24/7 REPAIR SERVS. INC. v. ZURICH AM. INSURANCE COMPANY
United States District Court, Northern District of Indiana (2013)
Facts
- The plaintiffs filed a complaint in state court against the defendants, alleging breach of contract and breach of the duty of good faith related to the defendants' failure to pay claims under an insurance policy.
- The case was subsequently removed to federal court based on diversity jurisdiction, as the parties were citizens of different states and the amount in controversy was claimed to exceed $75,000.
- The plaintiffs challenged this removal by moving to remand the case back to state court, arguing that the amount in controversy did not meet the required threshold.
- The procedural history included the plaintiffs' initial complaint, the defendants' removal of the case, and the plaintiffs' motion to remand.
Issue
- The issue was whether the amount in controversy exceeded the jurisdictional threshold of $75,000 required for federal jurisdiction.
Holding — Moody, J.
- The United States District Court for the Northern District of Indiana held that the federal court had jurisdiction over the case and denied the plaintiffs' motion to remand.
Rule
- The amount in controversy for federal jurisdiction is based on the value of the plaintiff's claims, including potential punitive damages, at the time of filing or removal.
Reasoning
- The court reasoned that the amount in controversy is determined by the value of the plaintiff's claims at the time of filing or removal.
- In this case, the plaintiffs estimated their compensatory damages at approximately $47,040, which was accepted by the court.
- The defendants argued that additional punitive damages could be awarded based on the plaintiffs' allegations of bad faith, which would increase the amount in controversy.
- The court noted that under Indiana law, punitive damages may be recovered for an insurer’s breach of good faith, especially when the insurer acts with malice or gross negligence.
- The court found that it was not legally impossible for the plaintiffs to recover punitive damages exceeding the shortfall to meet the jurisdictional amount.
- Since the potential punitive damages could bring the total above $75,000, the court concluded that federal jurisdiction was appropriate.
Deep Dive: How the Court Reached Its Decision
Jurisdictional Threshold
The court began by addressing the amount in controversy necessary for federal jurisdiction, which must exceed $75,000 as per 28 U.S.C. § 1332(a). It noted that the determination of this amount is based on the value of the plaintiff's claims at the time of filing or removal of the case. The plaintiffs estimated their compensatory damages to be approximately $47,040, a figure that the court accepted as undisputed by the defendants. This estimation, however, fell short of the required threshold by $27,961, prompting the need for further analysis regarding potential punitive damages.

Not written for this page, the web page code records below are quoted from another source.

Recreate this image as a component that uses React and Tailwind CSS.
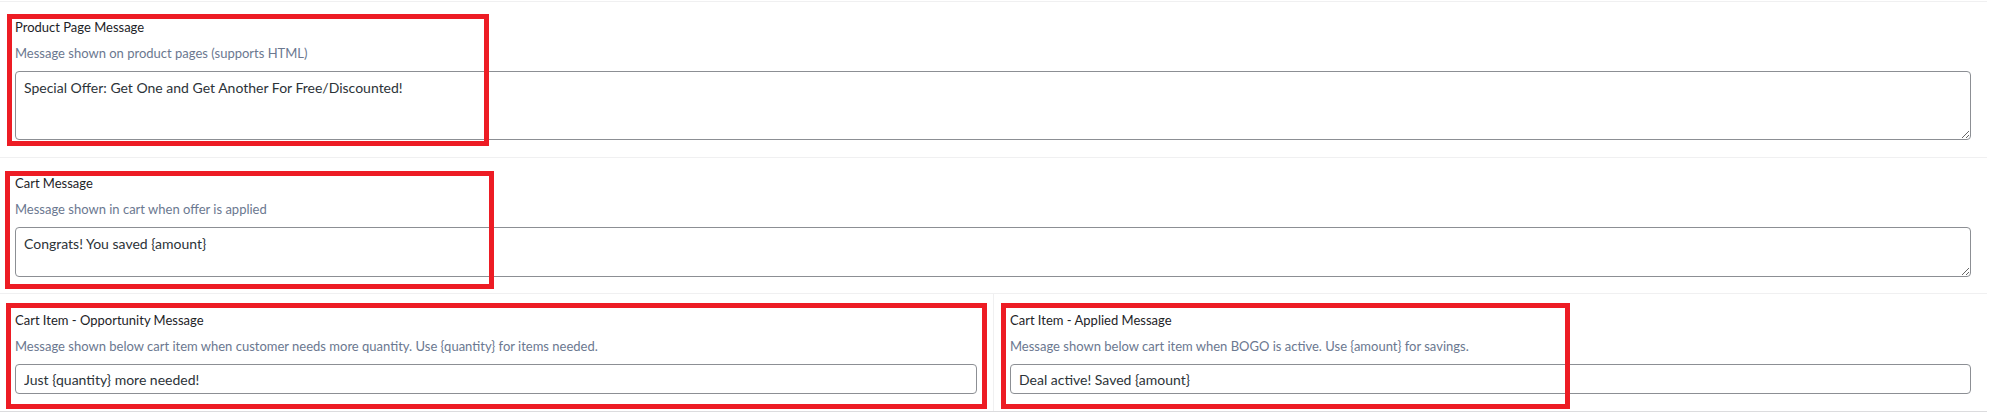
import React from 'react';

const labelCls = "block text-[13px] leading-[20px] text-[#1d2327]";
const descCls = "mt-[6px] text-[13px] leading-[20px] text-[#6b7890]";
const boxCls = "block w-full bg-white border border-[#8c8f94] rounded-[4px] px-[8px] text-[14px] leading-[20px] text-[#2c3338] outline-none";
const markCls = "absolute border-[5px] border-[#ed1c24] pointer-events-none";

function Field({ label, desc, children, className }) {
  return (
    <div className={className}>
      <label className={labelCls}>{label}</label>
      <p className={descCls}>{desc}</p>
      <div className="mt-[8px]">{children}</div>
    </div>
  );
}

export default function App() {
  return (
    <div className="relative w-[1990px] h-[412px] bg-white font-['Lato',sans-serif] pt-px">
      <div className="w-[1987px]">
        <Field
          className="border-t border-b border-[#f0f0f1] pl-[15px] pr-[16px] pt-[15px] pb-[17px]"
          label="Product Page Message"
          desc="Message shown on product pages (supports HTML)"
        >
          <textarea
            readOnly
            defaultValue="Special Offer: Get One and Get Another For Free/Discounted!"
            className={`${boxCls} h-[69px] py-[6px] resize`}
          />
        </Field>

        <Field
          className="border-b border-[#f0f0f1] pl-[15px] pr-[16px] pt-[15px] pb-[16px]"
          label="Cart Message"
          desc="Message shown in cart when offer is applied"
        >
          <textarea
            readOnly
            defaultValue="Congrats! You saved {amount}"
            className={`${boxCls} h-[50px] py-[6px] resize`}
          />
        </Field>

        <div className="flex border-b border-[#dcdcde]">
          <Field
            className="w-[994px] border-r border-[#f0f0f1] pl-[15px] pr-[16px] pt-[16px] pb-[17px]"
            label="Cart Item - Opportunity Message"
            desc="Message shown below cart item when customer needs more quantity. Use {quantity} for items needed."
          >
            <input readOnly defaultValue="Just {quantity} more needed!" className={`${boxCls} h-[30px]`} />
          </Field>
          <Field
            className="flex-1 px-[16px] pt-[16px] pb-[17px]"
            label="Cart Item - Applied Message"
            desc="Message shown below cart item when BOGO is active. Use {amount} for savings."
          >
            <input readOnly defaultValue="Deal active! Saved {amount}" className={`${boxCls} h-[30px]`} />
          </Field>
        </div>
      </div>

      {/* red annotation boxes drawn over the form */}
      <div className={`${markCls} left-[7px] top-[14px] w-[482px] h-[132px]`} />
      <div className={`${markCls} left-[5px] top-[171px] w-[489px] h-[118px]`} />
      <div className={`${markCls} left-[6px] top-[303px] w-[981px] h-[106px]`} />
      <div className={`${markCls} left-[1001px] top-[303px] w-[569px] h-[106px]`} />
    </div>
  );
}
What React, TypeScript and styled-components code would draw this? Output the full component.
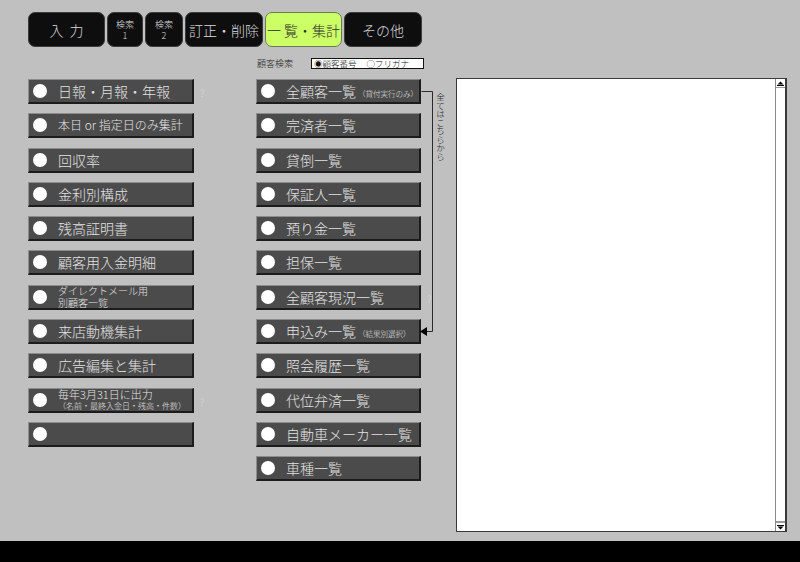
import React from 'react'
import styled, { createGlobalStyle, css } from 'styled-components'

const GlobalStyle = createGlobalStyle`
  html, body { margin: 0; padding: 0; background: #c0c0c0; }
  body { font-family: "Noto Sans CJK JP", "Noto Sans", sans-serif; font-weight: 300; }
`

type Item = {
  label?: string
  note?: string
  lines?: [string, string]
  size?: number
  sub?: number
  hint?: boolean
}

const leftItems: Item[] = [
  { label: '日報・月報・年報', hint: true },
  { label: '本日 or 指定日のみ集計', size: 12 },
  { label: '回収率' },
  { label: '金利別構成' },
  { label: '残高証明書' },
  { label: '顧客用入金明細' },
  { lines: ['ダイレクトメール用', '別顧客一覧'], size: 10, sub: 10 },
  { label: '来店動機集計' },
  { label: '広告編集と集計' },
  { lines: ['毎年3月31日に出力', '（名前・最終入金日・残高・件数）'], size: 11, sub: 8, hint: true },
  { label: '' },
]

const midItems: Item[] = [
  { label: '全顧客一覧', note: '（貸付実行のみ）' },
  { label: '完済者一覧' },
  { label: '貸倒一覧' },
  { label: '保証人一覧' },
  { label: '預り金一覧' },
  { label: '担保一覧' },
  { label: '全顧客現況一覧', hint: true },
  { label: '申込み一覧', note: '（結果別選択）' },
  { label: '照会履歴一覧' },
  { label: '代位弁済一覧' },
  { label: '自動車メーカー一覧' },
  { label: '車種一覧' },
]

const Page = styled.div`
  width: 800px;
  height: 562px;
  display: flex;
  flex-direction: column;
  background: #c0c0c0;
  overflow: hidden;
`
const Main = styled.div`
  flex: 1;
  padding: 12px 0 0 28px;
`
const Footer = styled.div`
  height: 21px;
  background: #000;
`

const TabBar = styled.div`
  display: flex;
  gap: 2px;
  height: 35px;
`
const Tab = styled.div<{ $w: number; $active?: boolean; $small?: boolean }>`
  width: ${p => p.$w}px;
  box-sizing: border-box;
  border-radius: 7px;
  background: #0e0e0e;
  border: 1px solid #3c3c3c;
  color: #dcdcdc;
  display: flex;
  flex-direction: column;
  align-items: center;
  justify-content: center;
  font-size: 14px;
  font-weight: 300;
  white-space: nowrap;
  ${p => p.$small && css`
    font-size: 9px;
    line-height: 11px;
  `}
  ${p => p.$active && css`
    background: #ccff66;
    border-color: #6e7a55;
    color: #2a2a2a;
  `}
`

const Content = styled.div`
  display: flex;
  align-items: flex-start;
  margin-top: 10px;
`
const Column = styled.div<{ $w: number; $top: number }>`
  position: relative;
  width: ${p => p.$w}px;
  padding-top: ${p => p.$top}px;
  display: flex;
  flex-direction: column;
  gap: 9.3px;
`
const Row = styled.div`
  display: flex;
  align-items: flex-start;
  height: 25px;
`
const ActionButton = styled.div<{ $w: number }>`
  width: ${p => p.$w}px;
  height: 25px;
  box-sizing: border-box;
  background: #4b4b4b;
  border-top: 1px solid #8c8c8c;
  border-left: 1px solid #8c8c8c;
  border-right: 2px solid #1c1c1c;
  border-bottom: 2px solid #1c1c1c;
  display: flex;
  align-items: center;
  padding-left: 4px;
  gap: 11px;
  color: #e2e2e2;
  white-space: nowrap;
`
const Dot = styled.span`
  width: 14px;
  height: 14px;
  flex: none;
  border-radius: 50%;
  background: #fff;
`
const Label = styled.span<{ $size: number }>`
  font-size: ${p => p.$size}px;
  line-height: 1;
`
const Note = styled.span`
  font-size: 7.5px;
  margin-left: 2px;
`
const TwoLines = styled.span<{ $size: number; $sub: number }>`
  display: flex;
  flex-direction: column;
  font-size: ${p => p.$size}px;
  line-height: ${p => p.$size + 0.5}px;
  span:last-child {
    font-size: ${p => p.$sub}px;
    line-height: ${p => p.$sub + 1}px;
  }
`
const Hint = styled.span`
  color: #dadada;
  font-size: 10px;
  margin: 6px 0 0 6px;
`

const SearchRow = styled.div`
  display: flex;
  align-items: center;
  height: 12px;
  margin-bottom: 0.7px;
  font-size: 9px;
  color: #222;
`
const SearchTitle = styled.span`
  width: 54px;
  padding-left: 1px;
`
const RadioBox = styled.div`
  width: 113px;
  height: 11px;
  box-sizing: border-box;
  border: 1px solid #111;
  background: #fff;
  display: flex;
  align-items: center;
  gap: 10px;
  padding-left: 2px;
  font-size: 8.5px;
  line-height: 1;
  color: #111;
`

const Bracket = styled.svg`
  position: absolute;
  left: 163px;
  top: 22px;
`
const VerticalNote = styled.span`
  position: absolute;
  left: 180px;
  top: 36px;
  writing-mode: vertical-rl;
  font-size: 8.5px;
  line-height: 1;
  color: #222;
`

const Panel = styled.div`
  margin-top: 21px;
  width: 331px;
  height: 454px;
  box-sizing: border-box;
  border: 1px solid #3a3a3a;
  border-right-width: 2px;
  background: #fff;
  display: flex;
`
const PanelBody = styled.div`
  flex: 1;
`
const Scrollbar = styled.div`
  width: 9px;
  border-left: 1px solid #8a8a8a;
  display: flex;
  flex-direction: column;
  justify-content: space-between;
`
const ScrollArrow = styled.div<{ $down?: boolean }>`
  height: 8px;
  display: flex;
  align-items: center;
  justify-content: center;
  ${p => (p.$down ? 'border-top: 2px solid #9a9a9a;' : 'border-bottom: 1px solid #9a9a9a;')}
`

const MenuButton = ({ item, w }: { item: Item; w: number }) => (
  <Row>
    <ActionButton $w={w}>
      <Dot />
      {item.lines ? (
        <TwoLines $size={item.size ?? 10} $sub={item.sub ?? 9}>
          <span>{item.lines[0]}</span>
          <span>{item.lines[1]}</span>
        </TwoLines>
      ) : (
        <Label $size={item.size ?? 14}>
          {item.label}
          {item.note && <Note>{item.note}</Note>}
        </Label>
      )}
    </ActionButton>
    {item.hint && <Hint>?</Hint>}
  </Row>
)

const Arrow = ({ down }: { down?: boolean }) => (
  <svg width="7" height="5" viewBox="0 0 7 5">
    {down ? (
      <>
        <rect x="0" y="0" width="7" height="1" fill="#000" />
        <polygon points="0.5,1.5 6.5,1.5 3.5,4.5" fill="#000" />
      </>
    ) : (
      <>
        <polygon points="3.5,0.5 6.5,3.5 0.5,3.5" fill="#000" />
        <rect x="0" y="4" width="7" height="1" fill="#000" />
      </>
    )}
  </svg>
)

const App = () => (
  <Page>
    <GlobalStyle />
    <Main>
      <TabBar>
        <Tab $w={77}>入&nbsp;&nbsp;力</Tab>
        <Tab $w={36} $small><span>検索</span><span>1</span></Tab>
        <Tab $w={38} $small><span>検索</span><span>2</span></Tab>
        <Tab $w={78}>訂正・削除</Tab>
        <Tab $w={77} $active>一&nbsp;覧・集計</Tab>
        <Tab $w={78}>その他</Tab>
      </TabBar>
      <Content>
        <Column $w={228} $top={22}>
          {leftItems.map((it, i) => <MenuButton key={i} item={it} w={166} />)}
        </Column>
        <Column $w={200} $top={0}>
          <SearchRow>
            <SearchTitle>顧客検索</SearchTitle>
            <RadioBox>
              <span>◉顧客番号</span>
              <span>○フリガナ</span>
            </RadioBox>
          </SearchRow>
          {midItems.map((it, i) => <MenuButton key={i} item={it} w={165} />)}
          <Bracket width="20" height="260" viewBox="0 0 20 260">
            <path d="M2.5 12.5 H13.5 V252.5 H7" stroke="#2a2a2a" strokeWidth="1" fill="none" />
            <polygon points="1,252.5 8,248 8,257" fill="#000" />
          </Bracket>
          <VerticalNote>全てはこちらから</VerticalNote>
        </Column>
        <Panel>
          <PanelBody />
          <Scrollbar>
            <ScrollArrow><Arrow /></ScrollArrow>
            <ScrollArrow $down><Arrow down /></ScrollArrow>
          </Scrollbar>
        </Panel>
      </Content>
    </Main>
    <Footer />
  </Page>
)

export default App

Potential for Punitive Damages
The court then considered whether punitive damages could be included in the calculation of the amount in controversy. Under Indiana law, punitive damages may be recoverable if the insurer's actions are found to be malicious or grossly negligent, particularly in a breach of good faith context. The plaintiffs alleged that the defendants acted in bad faith by intentionally delaying and preventing the processing of their claim, which constituted a level of conduct that could support punitive damages. The court recognized that if the plaintiffs were successful in demonstrating such bad faith, the potential for punitive damages could significantly elevate the total amount in controversy.
Legal Possibility of Recovery
The court assessed whether it was legally impossible for the plaintiffs to recover the amount needed to meet the jurisdictional threshold. It found that the plaintiffs could potentially recover the shortfall of $27,961 in punitive damages based on their allegations. The court emphasized that there is no federal rule requiring a plaintiff to explicitly request punitive damages in their complaint for such damages to be considered. Rather, if the complaint contains sufficient factual allegations to support a punitive damages claim, then such damages could be factored into the amount in controversy.

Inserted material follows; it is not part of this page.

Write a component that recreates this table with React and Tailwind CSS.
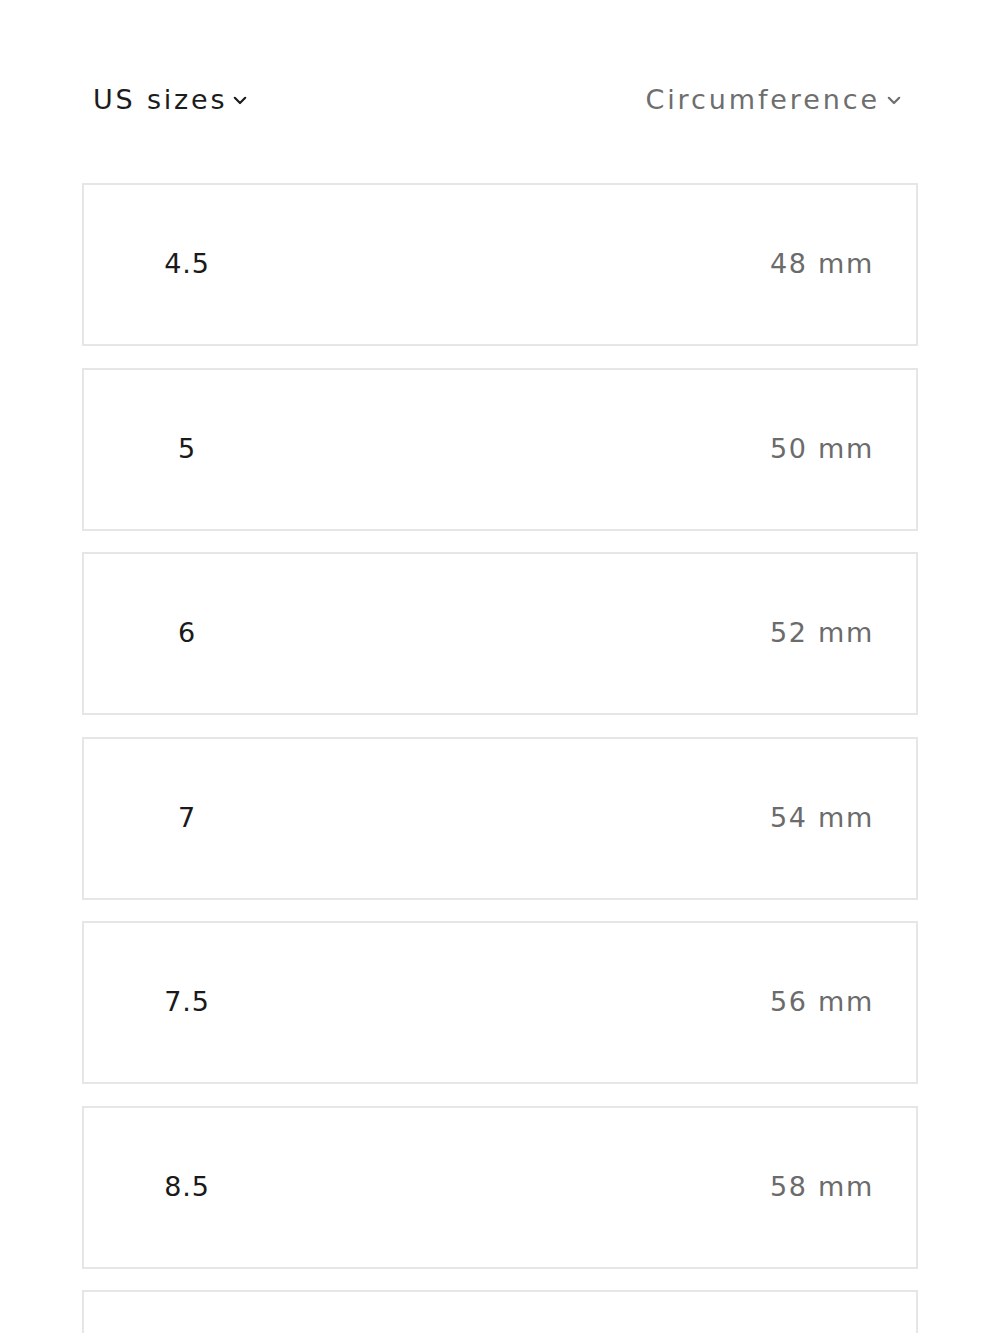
import React from "react";

const rows = [
  ["4.5", "48 mm"],
  ["5", "50 mm"],
  ["6", "52 mm"],
  ["7", "54 mm"],
  ["7.5", "56 mm"],
  ["8.5", "58 mm"],
  ["", ""],
];

function Chevron({ className }) {
  return (
    <svg viewBox="0 0 14 9" className={className} fill="none" stroke="currentColor" strokeWidth="2.2" strokeLinecap="round" strokeLinejoin="round">
      <path d="M1.8 1.8 L7 7 L12.2 1.8" />
    </svg>
  );
}

export default function App() {
  return (
    <div className="w-[1000px] h-[1333px] overflow-hidden bg-white" style={{ fontFamily: '"DejaVu Sans", "Noto Sans", sans-serif' }}>
      <div className="flex items-center justify-between pt-[80px] pl-[93px] pr-[99px] h-[120px]">
        <div className="flex items-center gap-[6px] text-[27px] tracking-[2.8px] text-[#1c1c1c]">
          <span>US sizes</span>
          <Chevron className="w-[14px] h-[9px] text-[#1c1c1c]" />
        </div>
        <div className="flex items-center gap-[7px] text-[27px] tracking-[2.9px] text-[#6e6e6e]">
          <span>Circumference</span>
          <Chevron className="w-[14px] h-[9px] text-[#6e6e6e]" />
        </div>
      </div>
      <div className="flex flex-col gap-[21.5px] mt-[63px] mx-[82px]">
        {rows.map(([s, c], i) => (
          <div key={i} className="h-[163px] shrink-0 border-2 border-[#e6e6e6] flex items-center justify-between pr-[42px]">
            <div className="w-[206px] text-center text-[27px] text-[#1a1a1a] tracking-[0.8px]">{s}</div>
            <div className="text-[27px] text-[#6b6b6b] tracking-[1.7px]">{c}</div>
          </div>
        ))}
      </div>
    </div>
  );
}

Proportionality of Punitive Damages
In addressing the proportionality of the potential punitive damages, the court noted that Indiana law caps punitive damages at the greater of $50,000 or three times the amount of compensatory damages. Given the plaintiffs' estimated compensatory damages of $47,040, a punitive damages award of $27,961 would represent a ratio of approximately 0.6-to-1, which is considered acceptable under due process standards established by the U.S. Supreme Court. The court cited precedent indicating that ratios exceeding 4-to-1 could be excessive, but the ratio in this case did not approach that threshold, further supporting the reasonableness of the potential punitive damages.
Conclusion on Federal Jurisdiction
Ultimately, the court concluded that the potential for punitive damages, when combined with the accepted compensatory damages, satisfied the jurisdictional amount in controversy requirement. The plaintiffs' motion to remand the case back to state court was denied, affirming that federal jurisdiction was appropriate in this matter under 28 U.S.C. § 1332(a). The court's analysis emphasized the importance of evaluating the entirety of the plaintiffs' claims, including potential punitive damages, to assess jurisdiction properly. This decision illustrated the court's commitment to ensuring that the jurisdictional standards were met before proceeding with the case in federal court.